Nous pouvons aussi comprendre un message adressé aux puissants de l’Occident quand il soutient qu’aujourd’hui « nous avons perfectionné nos armes, notre conscience s’est endormie, nous avons rendu plus subtiles nos raisons afin de nous justifier », en oubliant que la violence et la guerre n’apportent seulement que plus de morts. Il ne s’agit pas, comme le font certains, d’opposer la figure de François à celle d’Obama dans une espèce de dialectique qu’entretiennent les médias. Il s’agit de reconnaître la profondeur du regard du Pape (Lumen Fidei) qui permet de mieux démêler l’écheveau que beaucoup de savantes analyses.

Mais sans nier la réclamation que le Pape adresse au monde occidental, nous ne pouvons oublier le message fort qu’il adresse aussi à l’Islam. La rationalité qui naît de l’Évangile vécu dans l’histoire de l’Église a aussi quelque chose à dire à la profonde et violente crise interne que vit le monde musulman. François n’a pas parlé d’une paix dans un sens général mais d’une paix qui naît du dessein d’un Dieu dont la réponse à l’injustice et au mal a été précisément la croix : « Ma foi chrétienne me porte à regarder la Croix. Comme je voudrais que pour un moment tous les hommes et les femmes de bonne volonté regardent la Croix ! Là on peut y lire la réponse de Dieu : là, à la violence il n’a pas été répondu par la violence, à la mort il n’a pas été répondu avec le langage de la mort. Dans le silence de la Croix se tait la clameur des armes et parle le langage de la réconciliation, du pardon, du dialogue, de la paix ». C’est cette expérience de Dieu (celle du Fils qui monte sur la croix) que ne peut pas cesser de déconcerter les musulmans et de grincer à leurs oreilles, mais qui peut aussi ouvrir des perspectives inusitées.

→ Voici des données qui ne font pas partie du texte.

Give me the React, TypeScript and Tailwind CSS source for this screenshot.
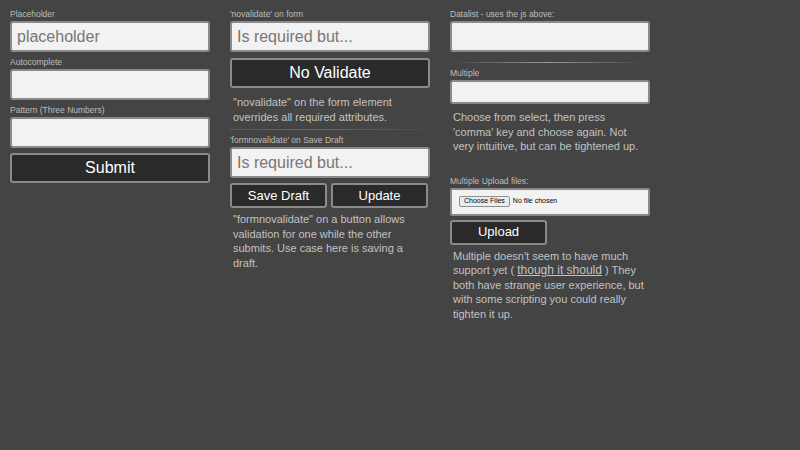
import React from "react";

function Label({ children }: { children: React.ReactNode }) {
  return (
    <label className="block pt-[5px] pb-[2px] text-[8.5px] leading-[10px] text-[#bdbdbd]">
      {children}
    </label>
  );
}

function TextInput({ placeholder, tall = true }: { placeholder?: string; tall?: boolean }) {
  return (
    <input
      type="text"
      placeholder={placeholder}
      className={`block w-[200px] ${
        tall ? "h-[31px]" : "h-[24px]"
      } rounded-[3px] border-2 border-[#8a8a8a] bg-[#f2f2f2] px-[5px] text-[16px] text-[#333] placeholder:text-[#777] outline-none`}
    />
  );
}

function Note({ children, className = "" }: { children: React.ReactNode; className?: string }) {
  return (
    <p className={`pl-[3px] pr-[4px] text-[11px] leading-[14.5px] text-[#c2c2c2] ${className}`}>
      {children}
    </p>
  );
}

export default function App() {
  return (
    <div className="min-h-screen w-full bg-[#444] font-['Liberation_Sans',Arial,sans-serif]">
      <div className="flex gap-[20px] px-[10px] pt-[4px]">
        {/* Column 1 */}
        <form className="w-[200px]">
          <Label>Placeholder</Label>
          <TextInput placeholder="placeholder" />
          <Label>Autocomplete</Label>
          <TextInput />
          <Label>Pattern (Three Numbers)</Label>
          <TextInput />
          <button
            type="button"
            className="mt-[5px] block h-[30px] w-[200px] rounded-[3px] border-2 border-[#8a8a8a] bg-[#2a2a2a] text-[16px] text-white"
          >
            Submit
          </button>
        </form>

        {/* Column 2 */}
        <div className="w-[200px]">
          <Label>'novalidate' on form</Label>
          <TextInput placeholder="Is required but..." />
          <button
            type="button"
            className="mt-[6px] block h-[30px] w-[200px] rounded-[3px] border-2 border-[#8a8a8a] bg-[#2a2a2a] text-[16px] text-white"
          >
            No Validate
          </button>
          <Note className="mt-[7px]">
            "novalidate" on the form element overrides all required attributes.
          </Note>
          <div className="mt-[5px] h-px w-[196px] bg-linear-to-r from-[#5c5c5c] via-[#666] to-[#4a4a4a]" />
          <Label>'formnovalidate' on Save Draft</Label>
          <TextInput placeholder="Is required but..." />
          <div className="mt-[5px] flex gap-[4px]">
            <button
              type="button"
              className="h-[25px] w-[97px] rounded-[3px] border-2 border-[#8a8a8a] bg-[#2a2a2a] text-[13px] text-white"
            >
              Save Draft
            </button>
            <button
              type="button"
              className="h-[25px] w-[97px] rounded-[3px] border-2 border-[#8a8a8a] bg-[#2a2a2a] text-[13px] text-white"
            >
              Update
            </button>
          </div>
          <Note className="mt-[4px]">
            "formnovalidate" on a button allows validation for one while the other submits. Use
            case here is saving a draft.
          </Note>
        </div>

        {/* Column 3 */}
        <div className="w-[200px]">
          <Label>Datalist - uses the js above:</Label>
          <TextInput />
          <div className="mt-[10px] h-px w-[196px] bg-linear-to-r from-transparent via-[#9a9a9a] to-transparent" />
          <Label>Multiple</Label>
          <TextInput tall={false} />
          <Note className="mt-[6px]">
            Choose from select, then press 'comma' key and choose again. Not very intuitive, but
            can be tightened up.
          </Note>
          <div className="mt-[17px]">
            <Label>Multiple Upload files:</Label>
          </div>
          <div className="flex h-[28px] w-[200px] items-center rounded-[2px] border-2 border-[#8a8a8a] bg-[#f2f2f2] pl-[7px]">
            <span className="flex h-[11px] items-center rounded-[2px] border border-[#8f8f8f] bg-[#ececec] px-[4px] text-[7px] text-black">
              Choose Files
            </span>
            <span className="ml-[3px] text-[7px] text-black">No file chosen</span>
          </div>
          <button
            type="button"
            className="mt-[4px] block h-[25px] w-[97px] rounded-[3px] border-2 border-[#8a8a8a] bg-[#2a2a2a] text-[13px] text-white"
          >
            Upload
          </button>
          <Note className="mt-[4px]">
            Multiple doesn't seem to have much support yet ({" "}
            <a href="#" className="text-[12px] leading-[14.5px] text-[#c2c2c2] underline">
              though it should
            </a>{" "}
            ) They both have strange user experience, but with some scripting you could really
            tighten it up.
          </Note>
        </div>
      </div>
    </div>
  );
}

À peine quelques heures avant que ces paroles déchirent la nuit romaine, le Patriarche des Chaldéens, Louis Sako, avait indiqué depuis Bagdad, que le monde musulman a aussi besoin de « changer une mentalité de violence et de vengeance, en s’ouvrant au dialogue et en acceptant la diversité, parce que l’idée d’un État basé sur la Charia ne peut fonctionner ». Quelques jours après le Roi Abdoullah de Jordanie avait accueilli les chefs des Églises Chrétiennes du Moyen Orient à Amman, et avait préconisé une grande alliance des chrétiens et des musulmans contre le sectarisme et la violence.

Les chroniques racontent que durant l’adoration eucharistique sur la Place Saint Pierre quelques dirigeants musulmans présents se sont agenouillés au milieu de ce peuple chrétien présidé par le Successeur de Pierre (1). « Que chacun regarde à l’intérieur de sa propre conscience et écoute la parole qui dit : « Sors de tes intérêts qui atrophient ton cœur, dépasse l’indifférence envers l’autre qui rend insensible ton cœur, vainc tes raisons de mort et ouvre-toi au dialogue, à la réconciliation, regarde la douleur de ton frère…et n’ajoutes pas plus de douleur, tends ta main, reconstruis l’harmonie qui s’est rompue ». Ce sont des paroles qui doivent être écoutées du nord au sud, de l’orient à l’occident. Pierre existe aussi pour cela.

Mise au point

(1) Mon ami Jean P m'écrit:
"Certains racontent... mais oui ! c'est un fait".